Dennis Pines and Dennis Highlands are municipal golf courses, meaning they are open to the public and anyone can become a member for a fee. Membership includes privileges, such as the ability to participate in various tournaments. In 2007, the available tournaments included two women’s events for two days of tournaments and five men’s events for ten days of tournaments as well as mixed-gender events.
 
Elaine Joyce is an avid golfer. She was a member of the municipality’s golf courses. The pending dispute arises out of the defendants’ refusal to allow Joyce to play in a men’s members-only tournament at Dennis Pines on May 5 and 6, 2007.
 
Part of the defendants’ rationale for the decision was that they did not want to change the rules at such a late date, since it would be unfair to other members who may or may not desire to play in a tournament under the revised rules.
 
Ultimately, the defendants did agree that, while no changes would be made for the current tournament, changes would be made in the future, providing all tournaments include a men’s and a women’s field. In addition, it made another change, formally allowing women to play in men’s tournaments, as the plaintiff had originally requested.
 
While the plaintiff, in light of the changes, ultimately withdrew her Massachusetts Commission Against Discrimination claim, other elements of her complaint persisted.
 
The court first analyzed the claim brought under the Equal Protection Clause, which can be shown “only when the plaintiff can demonstrate that a disparate impact and discriminatory intent nonetheless lie behind the facially-neutral law. See, e.g., Pers. Adm’r of Mass. v. Feeney, 442 U.S. 256, 272-74, 99 S. Ct. 2282, 60 L. Ed. 2d 870 (1979).”
 
On this point, the court agreed with the plaintiff that “the tournament schedule and Joyce’s subsequent preclusion from the men’s event categorized participants by sex on its face.” Furthermore, construing the defendants’ argument more liberally does not help them. Specifically, the proposition that an Equal Protection claim requires proof of differential treatment or some disadvantage is a non-starter because here men and women were openly and officially treated differently. Women could not play in the May 2007 tournament and, overall, women were afforded fewer tournament opportunities (two days versus ten).”
The court, therefore, turned to whether “the proffered justification is ‘exceedingly persuasive.’ The burden of justification is demanding and it rests entirely on the defendants,” who “must show at least that the challenged classification serves important governmental objectives and that the discriminatory means employed are substantially related to the achievement of those objectives.
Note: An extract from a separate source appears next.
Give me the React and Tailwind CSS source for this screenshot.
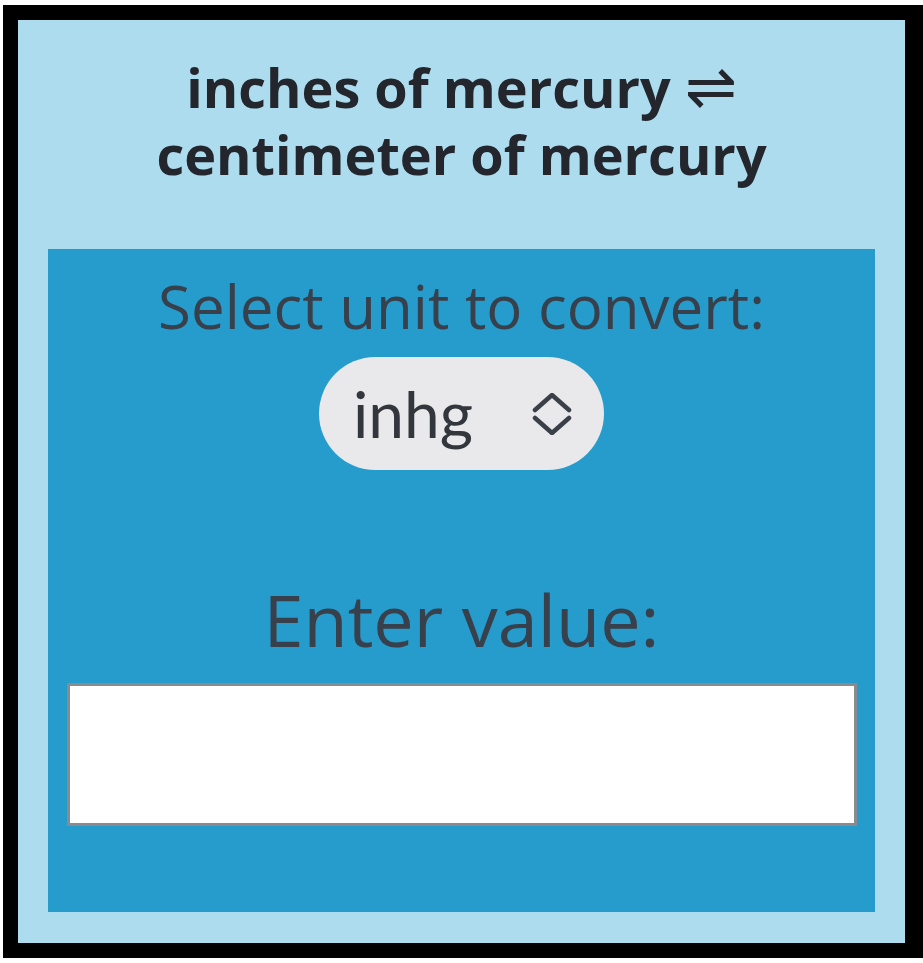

The justification must be genuine, not hypothesized or invented post hoc in response to litigation. And it must not rely on overbroad generalizations about the different talents, capacities, or preferences of males and females. United States v. Virginia, 518 U.S. 515, 532-33, 116 S. Ct. 2264, 135 L. Ed. 2d 735 (1996).”
 
Examining whether the municipality is liable under 42 U.S.C. § 1983 for certain constitutional violations, the court wrote that it was “responsible for denying Joyce entry into the May 2007 men’s tournament due to a longstanding policy and practice to hold such events and individuals with the requisite authority carried out that policy with respect to the tournament in question. In fact, the defendants admit various factual allegations that refer to a ‘policy’ and ‘historical practice’ of limiting certain events by gender. The Town defendants are, therefore, liable for certain federal law violations.”
 
Next, the court turned to the individual defendants, and their argument that acting within their official capacities entitles them to qualified immunity. The court agreed, granting summary judgment to the individual defendants.
 
“Men and women are often constitutionally separated in sports. And believing that they were offering equally-desirable opportunities to each gender, the defendants reasonably believed that they were acting lawfully. When a complaint was filed, they chose not to disrupt their practice by changing the rules two days before the tournament. Instead, they promised to reassess their policy and, thereafter, changed it. Finally, it bears emphasizing that the holding in this case results from the defendants’ failure to advance a persuasive justification for their acts, not necessarily because no such justification exists.”
 
If the defendants left their putt short in defending their conduct, so, too, apparently, did the plaintiffs fail to exploit their opportunity with their state court claims. After finding for the defendant on those claims, the court noted that the plaintiff had “an alternative method of obtaining relief.” Riseman v. Orion Research Inc., 394 Mass. 311, 475 N.E.2d 398, 400 (Mass. 1985).
 
“The fact that Massachusetts has a statute to cover precisely the conduct alleged here (i.e., a distinction or discrimination in a place of public accommodation) weighs against expanding the reach of Chapter 93A to accomplish an identical task. As just stated, its applicability to this dispute is tenuous at best. Thus, although the same conduct obviously can give rise to liability under more than one law, the existence and aptness of M.G.L. c. 272, § 98 strongly mitigates against imposing liability under Chapter 93A.”
 
Elaine Joyce v. Town of Dennis et al.; D. Md.; Civil Action No. 08-10277-NMG, 2010 U.S. Dist. LEXIS 31294; 3/30/10
 
Attorneys of Record: (for plaintiff) Laura R. Studen, Lawrence P Murray, Burns & Levinson, Boston, MA. (for defendant) Leonard H. Kesten, LEAD ATTORNEY, Brody, Hardoon, Perkins & Kesten, Boston, MA; Kristin Tyler Harris, Brody, Hardoon, Perkins & Kesten, LLP, Boston, MA.